- _PROVIDED MATERIAL_:
/---
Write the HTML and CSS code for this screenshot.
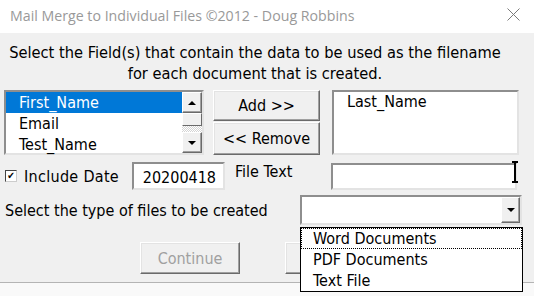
FILE: index.html
```html
<!DOCTYPE html>
<html dir="ltr" lang="en">
<head>
	<meta charset="UTF-8">
	<meta name="viewport" content="width=device-width">
	<title>Mail Merge to Individual Files</title>
	<link rel="stylesheet" href="styles.css">
</head>
<body>
<div class="titlebar">
	<span class="title">Mail Merge to Individual Files &copy;2012 - Doug Robbins</span>
	<svg class="close" width="13" height="13" viewBox="0 0 13 13"><path d="M0.5 0.5 L12.5 12.5 M12.5 0.5 L0.5 12.5" stroke="#7a7a7a" stroke-width="1" fill="none"/></svg>
</div>
<div class="dialog">
	<p class="prompt">Select the Field(s) that contain the data to be used as the filename<br>for each document that is created.</p>

	<div class="fields">
		<div class="listbox source">
			<div class="items">
				<div class="item selected">First_Name</div>
				<div class="item">Email</div>
				<div class="item">Test_Name</div>
			</div>
			<div class="scrollbar">
				<div class="sbtn"><span class="arrow up"></span></div>
				<div class="thumb"></div>
				<div class="track"></div>
				<div class="sbtn"><span class="arrow down"></span></div>
			</div>
		</div>
		<div class="movers">
			<button class="btn add">Add &gt;&gt;</button>
			<button class="btn remove">&lt;&lt; Remove</button>
		</div>
		<div class="listbox target">
			<div class="item">Last_Name</div>
		</div>
	</div>

	<div class="daterow">
		<label class="check"><span class="box">&#10004;</span> Include Date</label>
		<div class="textbox date">20200418</div>
		<span class="filetext">File Text</span>
		<div class="textbox file"><span class="ibeam"></span></div>
	</div>

	<div class="typerow">
		<span>Select the type of files to be created</span>
		<div class="combo">
			<div class="combo-value"></div>
			<div class="sbtn dropbtn"><span class="arrow down"></span></div>
			<div class="droplist">
				<div class="opt focused">Word Documents</div>
				<div class="opt">PDF Documents</div>
				<div class="opt">Text File</div>
			</div>
		</div>
	</div>

	<div class="actions">
		<button class="btn continue" disabled>Continue</button>
		<button class="btn cancel"></button>
	</div>
</div>
</body>
</html>
```
FILE: styles.css
```css
html { height: 100%; }

body {
	margin: 0;
	height: 100%;
	background: #f9f9f9;
	font-family: "DejaVu Sans Condensed", "DejaVu Sans", sans-serif;
	font-size: 16px;
	color: #000;
}

.titlebar {
	height: 33px;
	background: #fff;
	display: flex;
	align-items: center;
	justify-content: space-between;
	padding: 0 14px 0 10px;
}

.title {
	font-family: "Open Sans", sans-serif;
	font-size: 14.2px;
	color: #999;
	margin-top: -2px;
}

.close { margin-top: -4px; }

.dialog {
	height: 250px;
	background: #f0f0f0;
	border-bottom: 1px solid #b4b4b4;
	box-sizing: border-box;
	padding: 9px 0 0 4px;
	position: relative;
}

.prompt {
	margin: 0;
	text-align: center;
	line-height: 21px;
	font-size: 16.3px;
	padding-right: 28px;
}

/* sunken field look */
.listbox, .textbox, .combo-value {
	background: #fff;
	border-top: 2px solid #8e8e8e;
	border-left: 2px solid #8e8e8e;
	border-right: 2px solid #e3e3e3;
	border-bottom: 2px solid #e3e3e3;
	box-sizing: border-box;
}

.fields {
	display: flex;
	margin-top: 6px;
	height: 65px;
}

.listbox { height: 65px; }

.source {
	width: 200px;
	display: flex;
}

.items { flex: 1; }

.item {
	height: 21px;
	line-height: 21px;
	padding-left: 13px;
}

.selected {
	background: #0078d7;
	color: #fff;
}

.scrollbar {
	width: 20px;
	display: flex;
	flex-direction: column;
}

.sbtn {
	background: #f0f0f0;
	border-top: 1px solid #fff;
	border-left: 1px solid #fff;
	border-right: 1px solid #6a6a6a;
	border-bottom: 1px solid #6a6a6a;
	box-shadow: inset -1px -1px 0 #a0a0a0;
	box-sizing: border-box;
	display: flex;
	align-items: center;
	justify-content: center;
}

.scrollbar .sbtn { height: 21px; }

.thumb {
	height: 13px;
	background: #f0f0f0;
	border-top: 1px solid #fff;
	border-left: 1px solid #fff;
	border-right: 1px solid #6a6a6a;
	border-bottom: 1px solid #6a6a6a;
	box-sizing: border-box;
}

.track {
	flex: 1;
	background-color: #fff;
	background-image: repeating-conic-gradient(#d4d4d4 0 25%, #fff 0 50%);
	background-size: 2px 2px;
}

.arrow {
	width: 0;
	height: 0;
	border-left: 4px solid transparent;
	border-right: 4px solid transparent;
}

.arrow.up { border-bottom: 4px solid #000; }
.arrow.down { border-top: 4px solid #000; }

.movers {
	display: flex;
	flex-direction: column;
	margin-left: 9px;
	width: 107px;
	gap: 1px;
}

.btn {
	font: inherit;
	color: #000;
	background: #f0f0f0;
	border-top: 1px solid #fff;
	border-left: 1px solid #fff;
	border-right: 1px solid #6a6a6a;
	border-bottom: 1px solid #6a6a6a;
	box-shadow: inset -1px -1px 0 #a0a0a0, inset 1px 1px 0 #e3e3e3;
	padding: 0;
}

.add { height: 31px; }
.remove { height: 33px; }

.target {
	width: 187px;
	margin-left: 12px;
}

.target .item {
	padding-left: 13px;
	line-height: 20px;
	height: 20px;
}

.daterow {
	display: flex;
	align-items: center;
	margin-top: 7px;
	height: 28px;
}

.check {
	display: flex;
	align-items: center;
	margin-left: 1px;
	width: 120px;
	letter-spacing: 0.3px;
}

.box {
	width: 12px;
	height: 12px;
	box-sizing: border-box;
	border-top: 1px solid #444;
	border-left: 1px solid #444;
	border-right: 1px solid #ccc;
	border-bottom: 1px solid #ccc;
	background: #fff;
	font-size: 10px;
	line-height: 10px;
	text-align: center;
	margin-right: 7px;
	letter-spacing: 0;
}

.textbox { height: 28px; }

.date {
	width: 93px;
	margin-left: 7px;
	text-align: right;
	padding-right: 7px;
	line-height: 24px;
	padding-top: 2px;
}

.filetext {
	margin-left: 10px;
	align-self: flex-start;
	width: 96px;
}

.file {
	width: 186px;
	height: 27px;
	position: relative;
}

.ibeam {
	position: absolute;
	right: -1px;
	top: -4px;
	width: 2px;
	height: 22px;
	background: #000;
}

.ibeam::before, .ibeam::after {
	content: "";
	position: absolute;
	left: -2px;
	width: 6px;
	height: 2px;
	background: #000;
}

.ibeam::before { top: 0; }
.ibeam::after { bottom: 0; }

.typerow {
	display: flex;
	align-items: center;
	justify-content: space-between;
	margin-top: 5px;
	height: 30px;
	padding-right: 12px;
}

.typerow span { margin-left: 1px; }

.combo {
	width: 222px;
	height: 30px;
	position: relative;
}

.combo-value {
	height: 30px;
	width: 100%;
}

.dropbtn {
	position: absolute;
	right: 2px;
	top: 2px;
	width: 19px;
	height: 26px;
}

.droplist {
	position: absolute;
	left: 0;
	top: 32px;
	width: 223px;
	background: #fff;
	border: 1px solid #000;
	box-sizing: border-box;
	z-index: 2;
}

.opt {
	height: 21px;
	line-height: 21px;
	padding-left: 12px;
	box-sizing: border-box;
}

.focused {
	outline: 1px dotted #000;
	outline-offset: -1px;
}

.actions {
	display: flex;
	margin-top: 17px;
	padding-left: 136px;
	gap: 45px;
}

.actions .btn {
	width: 100px;
	height: 32px;
}

.continue { color: #a0a0a0; }
```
\---
- _TASK DIRECTIONS_: Transcribe all the lines above exactly, apart from the pictures.

- _ANSWER BELOW_:
Write the HTML and CSS code for this screenshot.
FILE: index.html
```html
<!DOCTYPE html>
<html dir="ltr" lang="en">
<head>
	<meta charset="UTF-8">
	<meta name="viewport" content="width=device-width">
	<title>Mail Merge to Individual Files</title>
	<link rel="stylesheet" href="styles.css">
</head>
<body>
<div class="titlebar">
	<span class="title">Mail Merge to Individual Files &copy;2012 - Doug Robbins</span>
	<svg class="close" width="13" height="13" viewBox="0 0 13 13"><path d="M0.5 0.5 L12.5 12.5 M12.5 0.5 L0.5 12.5" stroke="#7a7a7a" stroke-width="1" fill="none"/></svg>
</div>
<div class="dialog">
	<p class="prompt">Select the Field(s) that contain the data to be used as the filename<br>for each document that is created.</p>

	<div class="fields">
		<div class="listbox source">
			<div class="items">
				<div class="item selected">First_Name</div>
				<div class="item">Email</div>
				<div class="item">Test_Name</div>
			</div>
			<div class="scrollbar">
				<div class="sbtn"><span class="arrow up"></span></div>
				<div class="thumb"></div>
				<div class="track"></div>
				<div class="sbtn"><span class="arrow down"></span></div>
			</div>
		</div>
		<div class="movers">
			<button class="btn add">Add &gt;&gt;</button>
			<button class="btn remove">&lt;&lt; Remove</button>
		</div>
		<div class="listbox target">
			<div class="item">Last_Name</div>
		</div>
	</div>

	<div class="daterow">
		<label class="check"><span class="box">&#10004;</span> Include Date</label>
		<div class="textbox date">20200418</div>
		<span class="filetext">File Text</span>
		<div class="textbox file"><span class="ibeam"></span></div>
	</div>

	<div class="typerow">
		<span>Select the type of files to be created</span>
		<div class="combo">
			<div class="combo-value"></div>
			<div class="sbtn dropbtn"><span class="arrow down"></span></div>
			<div class="droplist">
				<div class="opt focused">Word Documents</div>
				<div class="opt">PDF Documents</div>
				<div class="opt">Text File</div>
			</div>
		</div>
	</div>

	<div class="actions">
		<button class="btn continue" disabled>Continue</button>
		<button class="btn cancel"></button>
	</div>
</div>
</body>
</html>
```
FILE: styles.css
```css
html { height: 100%; }

body {
	margin: 0;
	height: 100%;
	background: #f9f9f9;
	font-family: "DejaVu Sans Condensed", "DejaVu Sans", sans-serif;
	font-size: 16px;
	color: #000;
}

.titlebar {
	height: 33px;
	background: #fff;
	display: flex;
	align-items: center;
	justify-content: space-between;
	padding: 0 14px 0 10px;
}

.title {
	font-family: "Open Sans", sans-serif;
	font-size: 14.2px;
	color: #999;
	margin-top: -2px;
}

.close { margin-top: -4px; }

.dialog {
	height: 250px;
	background: #f0f0f0;
	border-bottom: 1px solid #b4b4b4;
	box-sizing: border-box;
	padding: 9px 0 0 4px;
	position: relative;
}

.prompt {
	margin: 0;
	text-align: center;
	line-height: 21px;
	font-size: 16.3px;
	padding-right: 28px;
}

/* sunken field look */
.listbox, .textbox, .combo-value {
	background: #fff;
	border-top: 2px solid #8e8e8e;
	border-left: 2px solid #8e8e8e;
	border-right: 2px solid #e3e3e3;
	border-bottom: 2px solid #e3e3e3;
	box-sizing: border-box;
}

.fields {
	display: flex;
	margin-top: 6px;
	height: 65px;
}

.listbox { height: 65px; }

.source {
	width: 200px;
	display: flex;
}

.items { flex: 1; }

.item {
	height: 21px;
	line-height: 21px;
	padding-left: 13px;
}

.selected {
	background: #0078d7;
	color: #fff;
}

.scrollbar {
	width: 20px;
	display: flex;
	flex-direction: column;
}

.sbtn {
	background: #f0f0f0;
	border-top: 1px solid #fff;
	border-left: 1px solid #fff;
	border-right: 1px solid #6a6a6a;
	border-bottom: 1px solid #6a6a6a;
	box-shadow: inset -1px -1px 0 #a0a0a0;
	box-sizing: border-box;
	display: flex;
	align-items: center;
	justify-content: center;
}

.scrollbar .sbtn { height: 21px; }

.thumb {
	height: 13px;
	background: #f0f0f0;
	border-top: 1px solid #fff;
	border-left: 1px solid #fff;
	border-right: 1px solid #6a6a6a;
	border-bottom: 1px solid #6a6a6a;
	box-sizing: border-box;
}

.track {
	flex: 1;
	background-color: #fff;
	background-image: repeating-conic-gradient(#d4d4d4 0 25%, #fff 0 50%);
	background-size: 2px 2px;
}

.arrow {
	width: 0;
	height: 0;
	border-left: 4px solid transparent;
	border-right: 4px solid transparent;
}

.arrow.up { border-bottom: 4px solid #000; }
.arrow.down { border-top: 4px solid #000; }

.movers {
	display: flex;
	flex-direction: column;
	margin-left: 9px;
	width: 107px;
	gap: 1px;
}

.btn {
	font: inherit;
	color: #000;
	background: #f0f0f0;
	border-top: 1px solid #fff;
	border-left: 1px solid #fff;
	border-right: 1px solid #6a6a6a;
	border-bottom: 1px solid #6a6a6a;
	box-shadow: inset -1px -1px 0 #a0a0a0, inset 1px 1px 0 #e3e3e3;
	padding: 0;
}

.add { height: 31px; }
.remove { height: 33px; }

.target {
	width: 187px;
	margin-left: 12px;
}

.target .item {
	padding-left: 13px;
	line-height: 20px;
	height: 20px;
}

.daterow {
	display: flex;
	align-items: center;
	margin-top: 7px;
	height: 28px;
}

.check {
	display: flex;
	align-items: center;
	margin-left: 1px;
	width: 120px;
	letter-spacing: 0.3px;
}

.box {
	width: 12px;
	height: 12px;
	box-sizing: border-box;
	border-top: 1px solid #444;
	border-left: 1px solid #444;
	border-right: 1px solid #ccc;
	border-bottom: 1px solid #ccc;
	background: #fff;
	font-size: 10px;
	line-height: 10px;
	text-align: center;
	margin-right: 7px;
	letter-spacing: 0;
}

.textbox { height: 28px; }

.date {
	width: 93px;
	margin-left: 7px;
	text-align: right;
	padding-right: 7px;
	line-height: 24px;
	padding-top: 2px;
}

.filetext {
	margin-left: 10px;
	align-self: flex-start;
	width: 96px;
}

.file {
	width: 186px;
	height: 27px;
	position: relative;
}

.ibeam {
	position: absolute;
	right: -1px;
	top: -4px;
	width: 2px;
	height: 22px;
	background: #000;
}

.ibeam::before, .ibeam::after {
	content: "";
	position: absolute;
	left: -2px;
	width: 6px;
	height: 2px;
	background: #000;
}

.ibeam::before { top: 0; }
.ibeam::after { bottom: 0; }

.typerow {
	display: flex;
	align-items: center;
	justify-content: space-between;
	margin-top: 5px;
	height: 30px;
	padding-right: 12px;
}

.typerow span { margin-left: 1px; }

.combo {
	width: 222px;
	height: 30px;
	position: relative;
}

.combo-value {
	height: 30px;
	width: 100%;
}

.dropbtn {
	position: absolute;
	right: 2px;
	top: 2px;
	width: 19px;
	height: 26px;
}

.droplist {
	position: absolute;
	left: 0;
	top: 32px;
	width: 223px;
	background: #fff;
	border: 1px solid #000;
	box-sizing: border-box;
	z-index: 2;
}

.opt {
	height: 21px;
	line-height: 21px;
	padding-left: 12px;
	box-sizing: border-box;
}

.focused {
	outline: 1px dotted #000;
	outline-offset: -1px;
}

.actions {
	display: flex;
	margin-top: 17px;
	padding-left: 136px;
	gap: 45px;
}

.actions .btn {
	width: 100px;
	height: 32px;
}

.continue { color: #a0a0a0; }
```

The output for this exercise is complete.